• **MATERIAL SHOWN**:

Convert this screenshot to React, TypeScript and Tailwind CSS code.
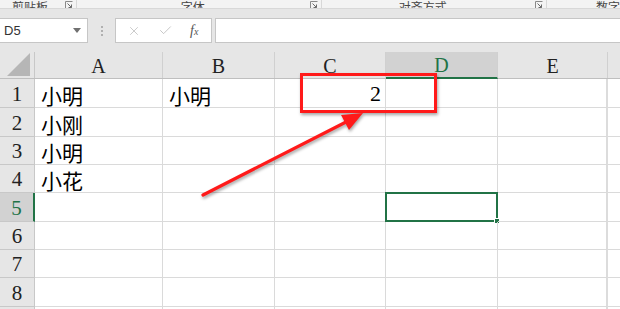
import React from 'react';
import { X, Check } from 'lucide-react';

const cols = [
  { key: 'A', w: 128 },
  { key: 'B', w: 112 },
  { key: 'C', w: 111 },
  { key: 'D', w: 112 },
  { key: 'E', w: 110 },
  { key: 'F', w: 40 },
];

const rowHeights = [29, 29, 28, 28, 29, 28, 28, 29, 28];

const data: Record<string, string> = {
  A1: '小明',
  B1: '小明',
  C1: '2',
  A2: '小刚',
  A3: '小明',
  A4: '小花',
};

const cjk = "font-['Noto_Sans_CJK_SC',sans-serif]";
const serif = "font-['Liberation_Serif','Noto_Sans_CJK_SC',serif]";

const Launcher: React.FC = () => (
  <svg width="8" height="8" viewBox="0 0 8 8" className="shrink-0">
    <path d="M0.5 0.5H7.5M0.5 0.5V7.5" stroke="#8a8a8a" strokeWidth="1" fill="none" />
    <path d="M2.5 2.5L6.5 6.5M6.5 3.5V6.5H3.5" stroke="#6a6a6a" strokeWidth="1" fill="none" />
  </svg>
);

const Ribbon: React.FC = () => (
  <div className={`h-[9px] flex bg-[#f3f3f3] border-b border-[#d8d8d8] overflow-hidden text-[12px] text-[#444] ${cjk}`}>
    <div className="w-[77px] flex items-end justify-between pr-[3px] border-r border-[#d8d8d8]">
      <span className="ml-[12px] -mb-[5px] leading-none">剪贴板</span>
      <div className="-mb-[1px]"><Launcher /></div>
    </div>
    <div className="w-[246px] flex items-end justify-between pr-[3px] border-r border-[#d8d8d8]">
      <span className="ml-[104px] -mb-[5px] leading-none">字体</span>
      <div className="-mb-[1px]"><Launcher /></div>
    </div>
    <div className="w-[226px] flex items-end justify-between pr-[3px] border-r border-[#d8d8d8]">
      <span className="ml-[77px] -mb-[5px] leading-none">对齐方式</span>
      <div className="-mb-[1px]"><Launcher /></div>
    </div>
    <div className="flex-1 flex items-end">
      <span className="ml-[49px] -mb-[5px] leading-none whitespace-nowrap">数字</span>
    </div>
  </div>
);

const FormulaBar: React.FC = () => (
  <div className="h-[43px] bg-[#e6e6e6] flex items-start pt-[9px]">
    <div className="w-[88px] h-[25px] bg-white border border-l-0 border-[#c6c6c6] flex items-center justify-between pl-[4px] pr-[6px]">
      <span className="text-[13px] text-[#333] font-['Liberation_Sans',sans-serif]">D5</span>
      <svg width="8" height="5" viewBox="0 0 8 5"><path d="M0 0H8L4 5Z" fill="#707070" /></svg>
    </div>
    <div className="w-[27px] h-[25px] flex flex-col items-center justify-center gap-[2px]">
      <span className="w-[2px] h-[2px] bg-[#b0b0b0]" />
      <span className="w-[2px] h-[2px] bg-[#b0b0b0]" />
      <span className="w-[2px] h-[2px] bg-[#b0b0b0]" />
    </div>
    <div className="w-[97px] h-[25px] bg-white border border-[#c6c6c6] flex items-center pl-[11px]">
      <X size={14} strokeWidth={1.2} color="#b4b4b4" />
      <Check size={15} strokeWidth={1.2} color="#b4b4b4" className="ml-[17px]" />
      <span className={`ml-[17px] italic text-[14px] text-[#555] ${serif}`}>f<span className="text-[10px]">x</span></span>
    </div>
    <div className="ml-[3px] flex-1 h-[25px] bg-white border border-r-0 border-[#c6c6c6]" />
  </div>
);

const HeaderRow: React.FC = () => (
  <div className="h-[27px] flex bg-[#e6e6e6] border-b border-[#bfbfbf]">
    <div className="w-[35px] shrink-0 relative border-r border-[#c8c8c8]">
      <svg width="24" height="23" viewBox="0 0 24 23" className="absolute right-[3px] bottom-[2px]">
        <path d="M23 0V23H0Z" fill="#b6b6b6" />
      </svg>
    </div>
    {cols.map((c) => {
      const sel = c.key === 'D';
      return (
        <div
          key={c.key}
          style={{ width: c.w }}
          className={`shrink-0 flex items-end justify-center pb-[1px] text-[20px] leading-none ${serif} border-r border-[#d0d0d0] ${
            sel ? 'bg-[#d2d2d2] text-[#217346] border-b-2 border-b-[#217346] -mb-[1px]' : 'text-[#222]'
          }`}
        >
          <span className="pb-[1px]">{c.key === 'F' ? '' : c.key}</span>
        </div>
      );
    })}
  </div>
);

const App: React.FC = () => {
  return (
    <div className="relative w-[620px] h-[309px] overflow-hidden bg-white">
      <Ribbon />
      <FormulaBar />
      <HeaderRow />
      {rowHeights.map((h, i) => {
        const r = i + 1;
        const selRow = r === 5;
        return (
          <div key={r} style={{ height: h }} className="flex">
            <div
              className={`w-[35px] shrink-0 flex items-end justify-center text-[21px] leading-none ${serif} border-b border-[#c8c8c8] ${
                selRow ? 'bg-[#d2d2d2] text-[#217346] border-r-2 border-r-[#217346]' : 'bg-[#e6e6e6] text-[#222] border-r border-r-[#c8c8c8]'
              }`}
            >
              <span className="pb-[2px]">{r}</span>
            </div>
            {cols.map((c) => {
              const id = `${c.key}${r}`;
              const v = data[id];
              const isNum = v !== undefined && /^\d+$/.test(v);
              const isSel = id === 'D5';
              return (
                <div
                  key={id}
                  style={{ width: c.w }}
                  className={`relative shrink-0 flex items-end border-r border-b ${
                    c.key === 'E' ? 'border-r-[#dcdcdc] border-r-2' : 'border-r-[#dadada]'
                  } border-b-[#dadada] ${isNum ? 'justify-end pr-[4px]' : 'justify-start pl-[6px]'}`}
                >
                  {v && (
                    <span
                      className={`leading-none text-black ${isNum ? `text-[22px] pb-[2px] ${serif}` : `text-[21px] pb-[1px] ${cjk}`}`}
                    >
                      {v}
                    </span>
                  )}
                  {isSel && (
                    <div className="absolute -left-[1px] -top-[1px] -right-[1px] -bottom-[1px] border-2 border-[#217346]">
                      <div className="absolute -right-[4px] -bottom-[4px] w-[6px] h-[6px] bg-[#217346] border border-white" />
                    </div>
                  )}
                </div>
              );
            })}
          </div>
        );
      })}

      {/* red highlight box */}
      <div className="absolute left-[300px] top-[73px] w-[137px] h-[40px] border-[3px] border-[#ff1a1a] shadow-[1px_2px_3px_rgba(0,0,0,0.35)]" />

      {/* red arrow */}
      <svg
        width="620"
        height="309"
        viewBox="0 0 620 309"
        className="absolute left-0 top-0 pointer-events-none drop-shadow-[1px_2px_1.5px_rgba(0,0,0,0.35)]"
      >
        <line x1="203" y1="195" x2="348" y2="121" stroke="#ff1a1a" strokeWidth="3.2" strokeLinecap="round" />
        <polygon points="363,113 341,115 349,130" fill="#ff1a1a" />
      </svg>
    </div>
  );
};

export default App;
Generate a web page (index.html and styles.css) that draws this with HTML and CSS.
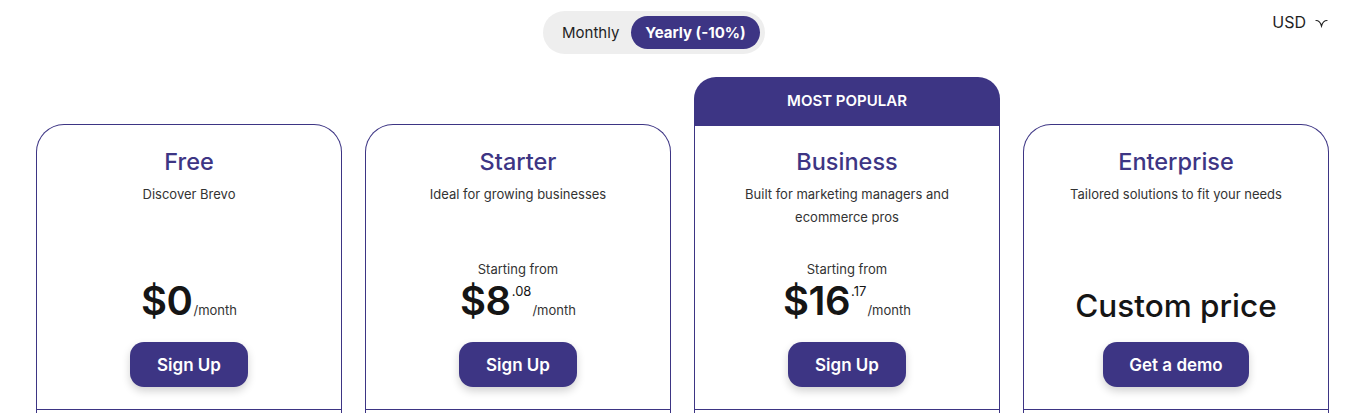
FILE: index.html
```html
<!DOCTYPE html>
<html lang="en">
<head>
<meta charset="utf-8">
<title>Pricing</title>
<link rel="stylesheet" href="styles.css">
</head>
<body>
<header class="top">
  <div></div>
  <div class="toggle">
    <button class="opt">Monthly</button>
    <button class="opt active">Yearly (-10%)</button>
  </div>
  <div class="currency">
    <span>USD</span>
    <svg class="chev" width="13" height="10" viewBox="0 0 13 10"><path d="M1 2.5 C3.5 2.5 5.5 4.5 6.5 8 C7.5 4.5 9.5 2.5 12 2.5" fill="none" stroke="#222" stroke-width="1.2" stroke-linecap="round"/></svg>
  </div>
</header>
<main class="plans">
  <div class="col">
    <div class="banner-slot"></div>
    <section class="card">
      <h2 class="name">Free</h2>
      <p class="desc">Discover Brevo</p>
      <div class="price-area">
        <div class="price"><span class="amt">$0</span><span class="per">/month</span></div>
      </div>
      <button class="cta">Sign Up</button>
      <div class="divider"></div>
    </section>
  </div>
  <div class="col">
    <div class="banner-slot"></div>
    <section class="card">
      <h2 class="name">Starter</h2>
      <p class="desc">Ideal for growing businesses</p>
      <div class="price-area">
        <div class="from">Starting from</div>
        <div class="price"><span class="amt">$8</span><span class="cents">.08</span><span class="per">/month</span></div>
      </div>
      <button class="cta">Sign Up</button>
      <div class="divider"></div>
    </section>
  </div>
  <div class="col">
    <div class="banner-slot banner">MOST POPULAR</div>
    <section class="card popular">
      <h2 class="name">Business</h2>
      <p class="desc">Built for marketing managers and ecommerce pros</p>
      <div class="price-area">
        <div class="from">Starting from</div>
        <div class="price"><span class="amt">$16</span><span class="cents">.17</span><span class="per">/month</span></div>
      </div>
      <button class="cta">Sign Up</button>
      <div class="divider"></div>
    </section>
  </div>
  <div class="col">
    <div class="banner-slot"></div>
    <section class="card">
      <h2 class="name">Enterprise</h2>
      <p class="desc">Tailored solutions to fit your needs</p>
      <div class="price-area">
        <div class="custom">Custom price</div>
      </div>
      <button class="cta wide">Get a demo</button>
      <div class="divider"></div>
    </section>
  </div>
</main>
</body>
</html>
```

FILE: styles.css
```css
* { box-sizing: border-box; }
html, body { margin: 0; padding: 0; background: #fff; }
body {
  font-family: Inter, "Noto Sans", "Liberation Sans", sans-serif;
  color: #1f1f1f;
  overflow: hidden;
  height: 413px;
}
.top {
  display: grid;
  grid-template-columns: 543px auto 1fr;
  align-items: start;
  padding-top: 11px;
  height: 77px;
}
.toggle {
  display: flex;
  align-items: center;
  background: #eeeeee;
  border-radius: 22px;
  height: 43px;
  padding: 0 5px;
  gap: 0;
}
.opt {
  font-family: inherit;
  border: 0;
  background: transparent;
  font-size: 15px;
  color: #1f1f1f;
  height: 33px;
  padding: 0 12px 0 14px;
  border-radius: 17px;
  white-space: nowrap;
  cursor: pointer;
}
.opt.active {
  background: #3d3584;
  color: #fff;
  font-weight: 700;
  padding: 0 14px;
}
.currency {
  justify-self: end;
  margin-right: 32px;
  display: flex;
  align-items: center;
  gap: 9px;
  font-size: 16px;
  color: #1f1f1f;
  height: 22px;
}
.chev { margin-top: 1px; }
.plans {
  display: grid;
  grid-template-columns: repeat(4, 306px);
  gap: 23px;
  padding-left: 36px;
}
.col { display: flex; flex-direction: column; }
.banner-slot { height: 47px; }
.banner {
  height: 49px;
  margin-bottom: -2px;
  background: #3d3584;
  color: #fff;
  border-radius: 22px 22px 0 0;
  font-size: 15px;
  font-weight: 600;
  display: flex;
  align-items: center;
  justify-content: center;
  padding-bottom: 2px;
}
.card {
  border: 1px solid #3d3584;
  border-bottom: 0;
  border-radius: 28px 28px 0 0;
  display: flex;
  flex-direction: column;
  align-items: center;
  padding-top: 23px;
  height: 300px;
  text-align: center;
}
.card.popular {
  border-top: 0;
  border-radius: 0;
  padding-top: 24px;
}
.name {
  margin: 0;
  font-size: 23.5px;
  line-height: 28px;
  font-weight: 500;
  color: #3d3584;
}
.desc {
  margin: 7px 0 0;
  font-size: 13px;
  line-height: 23px;
  color: #333;
  height: 46px;
  padding: 0 40px;
}
.price-area {
  height: 101px;
  display: flex;
  flex-direction: column;
  justify-content: flex-end;
  align-items: center;
}
.from {
  font-size: 13px;
  line-height: 18px;
  color: #333;
  margin-bottom: 3px;
}
.price {
  color: #151515;
  line-height: 40px;
  white-space: nowrap;
}
.amt {
  font-size: 40px;
  font-weight: 600;
  letter-spacing: -0.5px;
  vertical-align: baseline;
}
.cents {
  font-size: 13px;
  line-height: 20px;
  vertical-align: top;
  margin-left: 1px;
}
.per {
  font-size: 13px;
  color: #333;
  margin-left: 1px;
}
.custom {
  font-size: 31.5px;
  font-weight: 500;
  color: #151515;
  line-height: 40px;
  margin-bottom: 4px;
}
.cta {
  font-family: inherit;
  margin-top: 12px;
  height: 45px;
  padding: 0 27px;
  border: 0;
  border-radius: 14px;
  background: #3d3584;
  color: #fff;
  font-size: 17px;
  font-weight: 600;
  box-shadow: 0 4px 8px rgba(0, 0, 0, 0.18);
  cursor: pointer;
}
.cta.wide { padding: 0 26px; }
.divider {
  margin-top: 22px;
  align-self: stretch;
  border-top: 1px solid #3d3584;
}
```
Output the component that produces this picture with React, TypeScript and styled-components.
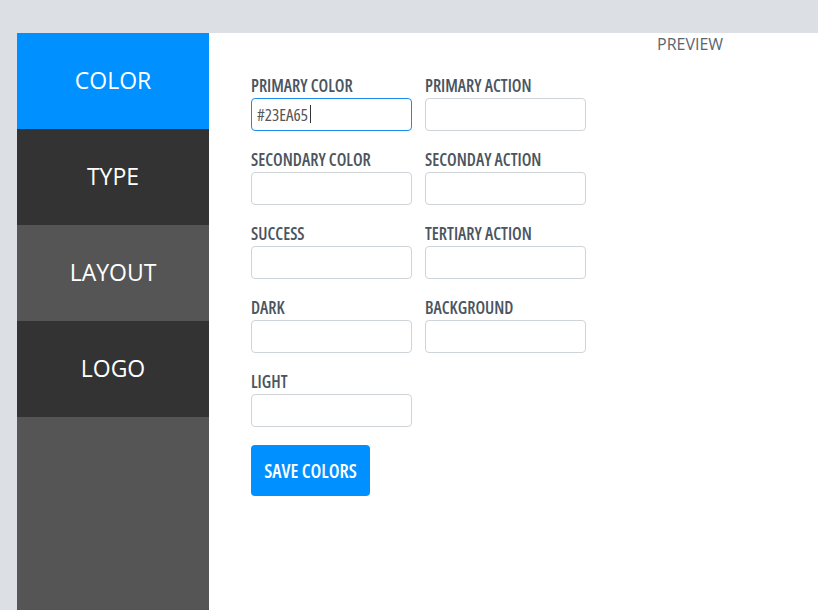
import React, { useState } from "react";
import styled, { createGlobalStyle } from "styled-components";

const GlobalStyle = createGlobalStyle`
    html, body {
        margin: 0;
        padding: 0;
        height: 100%;
        background: #dce0e4;
        overflow: hidden;
    }
    #root {
        height: 100%;
    }
`;

const menu = ["COLOR", "TYPE", "LAYOUT", "LOGO"];

const leftFields = [
    { label: "PRIMARY COLOR", value: "#23EA65" },
    { label: "SECONDARY COLOR", value: "" },
    { label: "SUCCESS", value: "" },
    { label: "DARK", value: "" },
    { label: "LIGHT", value: "" },
];

const rightFields = [
    { label: "PRIMARY ACTION", value: "" },
    { label: "SECONDAY ACTION", value: "" },
    { label: "TERTIARY ACTION", value: "" },
    { label: "BACKGROUND", value: "" },
];

const App = () => {
    const [active, setActive] = useState(0);
    const rows = leftFields.map((f, i) => [f, rightFields[i]]);

    return (
        <>
            <GlobalStyle />
            <Page>
                <Sidebar>
                    {menu.map((m, i) => (
                        <MenuItem
                            key={m}
                            $active={active === i}
                            $odd={i % 2 === 1}
                            onClick={() => setActive(i)}
                        >
                            {m}
                        </MenuItem>
                    ))}
                </Sidebar>
                <Main>
                    <Form>
                        {rows.map(([l, r], i) => (
                            <Row key={i}>
                                <Field>
                                    <Label>{l.label}</Label>
                                    <Input
                                        defaultValue={l.value}
                                        $focused={i === 0}
                                    />
                                    {i === 0 && <Caret />}
                                </Field>
                                {r && (
                                    <Field>
                                        <Label>{r.label}</Label>
                                        <Input defaultValue={r.value} />
                                    </Field>
                                )}
                            </Row>
                        ))}
                        <SaveButton>SAVE COLORS</SaveButton>
                    </Form>
                    <Preview>PREVIEW</Preview>
                </Main>
            </Page>
        </>
    );
};

export default App;

const Page = styled.div`
    display: flex;
    height: 100%;
    box-sizing: border-box;
    padding: 33px 0 0 17px;
`;

const Sidebar = styled.nav`
    width: 192px;
    flex-shrink: 0;
    background: #555555;
    display: flex;
    flex-direction: column;
`;

const MenuItem = styled.div<{ $active: boolean; $odd: boolean }>`
    height: 96px;
    display: flex;
    align-items: center;
    justify-content: center;
    padding-bottom: 2px;
    box-sizing: border-box;
    font-family: "Open Sans", "Noto Sans", sans-serif;
    font-size: 23px;
    color: #ffffff;
    cursor: pointer;
    background: ${(p) =>
        p.$active ? "#0090ff" : p.$odd ? "#333333" : "#555555"};
`;

const Main = styled.main`
    flex: 1;
    background: #ffffff;
    display: flex;
    position: relative;
`;

const Form = styled.div`
    padding: 43px 0 0 42px;
    display: flex;
    flex-direction: column;
`;

const Row = styled.div`
    display: flex;
    gap: 13px;
    margin-bottom: 19px;
`;

const Field = styled.div`
    position: relative;
    display: flex;
    flex-direction: column;
    width: 161px;
`;

const Label = styled.label`
    font-family: "Open Sans", sans-serif;
    font-stretch: 75%;
    font-weight: 600;
    font-size: 17px;
    line-height: 20px;
    height: 20px;
    margin-bottom: 2px;
    color: #4a5560;
    white-space: nowrap;
`;

const Input = styled.input<{ $focused?: boolean }>`
    box-sizing: border-box;
    width: 161px;
    height: 33px;
    border: 1px solid ${(p) => (p.$focused ? "#1a8cf0" : "#cfd4d9")};
    border-radius: 4px;
    padding: 0 5px;
    font-family: "Open Sans", sans-serif;
    font-stretch: 75%;
    font-size: 17px;
    color: #555555;
    outline: none;
`;

const Caret = styled.span`
    position: absolute;
    left: 59px;
    top: 29px;
    width: 1px;
    height: 18px;
    background: #333;
`;

const SaveButton = styled.button`
    align-self: flex-start;
    margin-top: -1px;
    width: 119px;
    height: 51px;
    border: none;
    border-radius: 4px;
    background: #0090ff;
    color: #ffffff;
    font-family: "Open Sans", sans-serif;
    font-stretch: 75%;
    font-weight: 600;
    font-size: 19px;
    cursor: pointer;
`;

const Preview = styled.div`
    margin-left: 71px;
    padding-top: 0;
    font-family: "Open Sans", sans-serif;
    font-size: 16px;
    color: #5a6570;
`;
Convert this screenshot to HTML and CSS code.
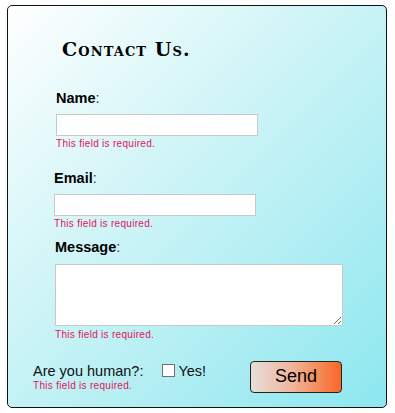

• **DIRECTIONS FOR THIS TASK**:
In the records above, collect each line with "Convert".

• **ANSWER TO THIS EXERCISE**:
Convert this screenshot to React, TypeScript and Tailwind CSS code.
Convert this screenshot to HTML and CSS code.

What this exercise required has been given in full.